Intel’s next desktop CPU family is apparently hitting shipping lanes, albeit as early engineering samples. Nova Lake is expected to be
a much bolder reset than merely a routine refresh and could become Intel’s most aggressive swing at the high-end PC market in years, with performance claims that sound almost exaggerated until you remember how far the company has pushed core counts, cache, and platform redesigns this cycle.
According to some reports (like SiliconFly's above), Nova Lake samples are apparently now in the hands of partners, and the chip family is being hailed as a major leap in both multi-threaded and single-threaded performance. One of the loudest claims is up to a 2x gain in multi-core performance, alongside roughly 20% better single-core output, though those figures are still unverified and appear tied to early engineering expectations rather than final retail silicon.
Even so, the direction of travel is clear. Nova Lake is being talked about as a successor to Arrow Lake with a new socket, new board ecosystem, and a broader spread of chip configurations aimed at both mainstream buyers and extreme desktop users.
Reports peg the desktop Nova Lake-S line as the first to launch toward the second half of 2026, and with top-end versions rumored to scale all the way to 52 cores. That core count alone gives Intel bragging rights over
AMD's upcoming 24-core Zen 6, but the more interesting part is what it suggests about the architecture underneath: a split design that may use single-tile and dual-tile variants to balance cost, power, and throughput.

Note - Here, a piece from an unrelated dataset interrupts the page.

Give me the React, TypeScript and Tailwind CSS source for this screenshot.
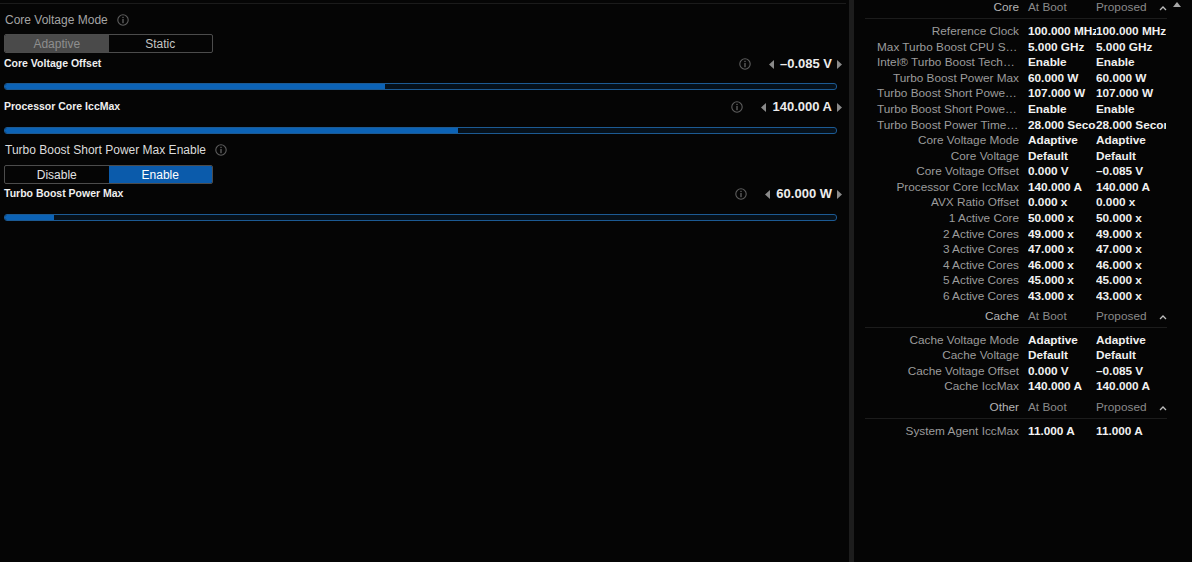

Nova Lake is also repeatedly linked to a big last-level cache that sounds like Intel’s retort to AMD’s 3D V-Cache, and that could matter just as much as brute-force core count in real-world gaming and latency-sensitive workloads. In other words, this is not just about stacking more cores on a die and calling it a day; it is about trying to fix the old Intel problem where strong peak clocks did not always translate into equally strong gaming behavior once memory access and inter-core latency entered the picture.
The fact that engineering samples are already circulating suggests Intel wants partners validating the platform early, likely to stress-test everything from firmware to motherboard design to memory support before launch. If the rumored LGA 1954 platform and 900-series chipset materialize, Nova Lake would also force a fresh round of motherboard upgrades, which is never popular with enthusiasts but often signals a genuine architectural break rather than a simple die shrink.
To that end, it's worth pointing out that Intel has
heard user feedback about frequent socket swaps and has hinted at LGA 1954 sticking around for a longer period of time than past sockets.